Bisherige Computersimulationen zur Entstehung des Magnetfelds mussten diesen komplexen Aufbau stark vereinfachen. So hat man etwa den oberen Gasbereich und die untere metallische Region separat behandelt. Keine Rechnung gab deshalb die mit Raumsonden ermittelte Stärke und Form des Magnetfelds korrekt wider.

„Einige Kollegen nahmen an, dass sich bei dem Übergang zum Bereich des metallisch leitenden Wasserstoffs bestimmte physikalische Größen sprunghaft verändern“, sagt der Projektleiter Johannes Wicht vom Max-Planck-Institut für Sonnensystemforschung in Göttingen. Doch neue Modelle von Kollegen der Universität Rostock scheinen zu belegen, dass dies wohl nicht der Fall ist. Die Eigenschaften ändern sich über die ganze Gasschicht graduell, sodass die separate Behandlung der äußeren und inneren Region kaum gerechtfertigt ist.

Der bedeutende Fortschritt bestand nun darin, dass die Göttinger Physiker erstmals alle Bereiche des Planeten in einer einheitlichen Simulation behandelten. Hierfür musste der große Hydra-Supercomputer der Max-Planck-Gesellschaft in Garching rund ein halbes Jahr lang rechnen. Das Ergebnis stellte das Jupitermagnetfeld weitgehend so dar, wie es Raumsonden in der Natur ermittelt haben. „Der Hauptteil des Magnetfelds, das dem der Erde sehr ähnlich sieht, entsteht in der Tiefen des Planeten, wo sich die Eigenschaften nicht mehr so stark ändern“, so Wicht.

Nach den neuen Simulationen ist jedoch noch ein zweiter, schwächerer Dynamo aktiv. Er agiert im Übergangsbereich zur metallischen Schicht in Äquatornähe. Ursache ist ein starker ostwärts gerichteter Wind, ein sogenannter Jet, der sich an den Wolkenbewegungen erkennen lässt. Im äußeren, kühlen Bereich der Atmosphäre kann noch kein Magnetfeld erzeugt werden, weil hier die Leitfähigkeit zu gering ist. Doch in größerer Tiefe steigt die Temperatur, und ab etwa 8000 Kilometer unter der Wolkendecke ist die elektrische Leitfähigkeit dank der Plasmabildung hoch genug, dass der Dynamo einsetzen kann.
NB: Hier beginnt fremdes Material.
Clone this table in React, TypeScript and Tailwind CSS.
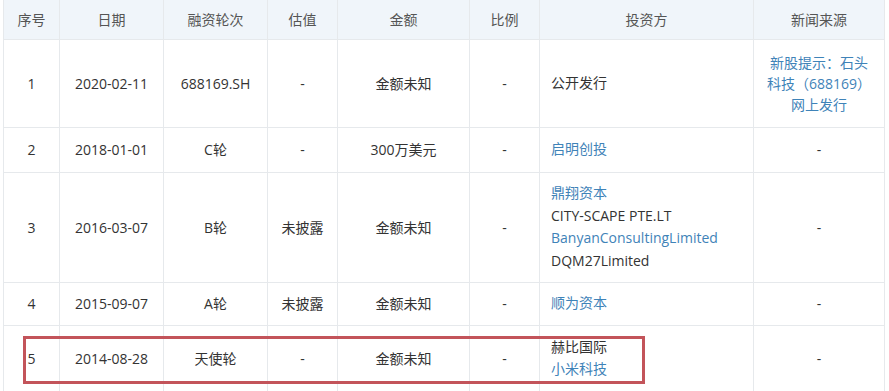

„Entscheidend ist das Produkt aus der Windgeschwindigkeit und der elektrischen Leitfähigkeit“, erklärt Moritz Heimpel von der Universität von Alberta im kanadischen Edmonton. Sobald es einen bestimmten Wert überschreitet, kann ein Magnetfeld entstehen. „Der Jet schert das Magnetfeld in Ost-West-Richtung und erzeugt in der Äquatorregion eine charakteristische magnetische Bandstruktur“, sagt Thomas Gastine, Mitarbeiter am Max-Planck-Institut für Sonnensystemforschung.

„Um die besonderen Eigenschaften beider beteiligten Dynamoprozesse widerzugeben, war es besonders wichtig, die inneren Eigenschaften des Planeten möglichst genau zu modellieren“, ergänzt Lucia Duarte, die die erste Computerrechnung während ihrer Doktorarbeit am Göttinger Max-Planck-Institut ausgeführt hat.

So entstehen zwei Magnetfelder, die sich überlagern: das erdähnliche in der tiefen Schicht des metallisch leitenden Wasserstoffs und die von dem äquatorialen Jet erzeugte schwächere Bandstruktur. „Das erdähnliche Feld entspricht in Stärke und Struktur den bisherigen Messdaten durch Raumsonden, die es jedoch nicht erlauben, die Bandstrukturen aufzulösen“, sagt Thomas Gastine.

Die Simulationen überdecken einen Zeitraum von etwa 6500 Jahren und offenbaren auch Veränderungen. So sollte die Feldstärke schwanken und die Achsneigung sich um etwa 0,02 Grad pro Jahr ändern. Diese und weitere von dem neuen Modell vorhergesagte Eigenschaften werden sich in Kürze mit der Raumsonde Juno überprüfen lassen. Das vor drei Jahren gestartete amerikanische Raumschiff soll im August 2016 in eine Umlaufbahn um den Riesenplaneten einschwenken. „Mit den neuen Messdaten werden wir sehr viel mehr über den inneren Aufbau und das Magnetfeld erfahren, als das bisher möglich war und können hoffentlich auch die Bandstrukturen bestätigen“, sagt Johannes Wicht.